Inexistindo, pois, interesse da União ou de qualquer ente federal na lide, resta de logo afastada a competência do Juízo Federal para o seu processamento e julgamento.
“O entendimento anteriormente adotado era de extinguir o processo, em razão da incompatibilidade entre os sistemas, pois o sistema pelo qual tramita o presente processo é o PJE, o que resultava na inviabilidade da remessa dos autos à Justiça Estadual, uma vez que aquela seara jurisdicional utiliza sistema autônomo que ainda não se comunica com o sistema PJE (desenvolvido pelo CNJ/TRF5), de modo que a única solução, portanto, é a extinção do processo sem resolução de mérito”.

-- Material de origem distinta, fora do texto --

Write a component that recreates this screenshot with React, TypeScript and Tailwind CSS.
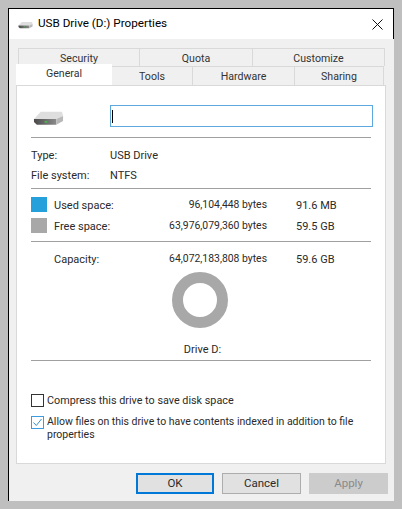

Mesmo assim, destaca o juiz Ricardo José Brito Bastos Aguiar de Arruda: “Contudo, o STJ decidiu, em junho de 2016, que o argumento de impossibilidade técnica do Poder Judiciário em remeter os autos para o juízo competente, ante as dificuldades inerentes ao processamento eletrônico, não pode ser utilizado para prejudicar o jurisdicionado, sob pena de configurar-se indevido obstáculo ao acesso à tutela jurisdicional”.
Dessa forma, adotando o entendimento exposto, e considerando que o processo já iniciou perante a Justiça Estadual, o juiz federal reconheceu a incompetência absoluta para conhecer da causa, determinando a remessa dos autos ao juízo competente, no caso a Justiça Estadual.
“Diante do exposto, reconheço a incompetência absoluta deste juízo, determinando a remessa dos autos à Justiça Estadual competente, nos termos do art. 64, §1º do CPC/15 c/c súmula 150 do STJ.”
No meio dessa situação, o ex-prefeito de Ibicuitinga que já deveria ter ressarcido os cofres públicos continua se beneficiando com tais equívocos.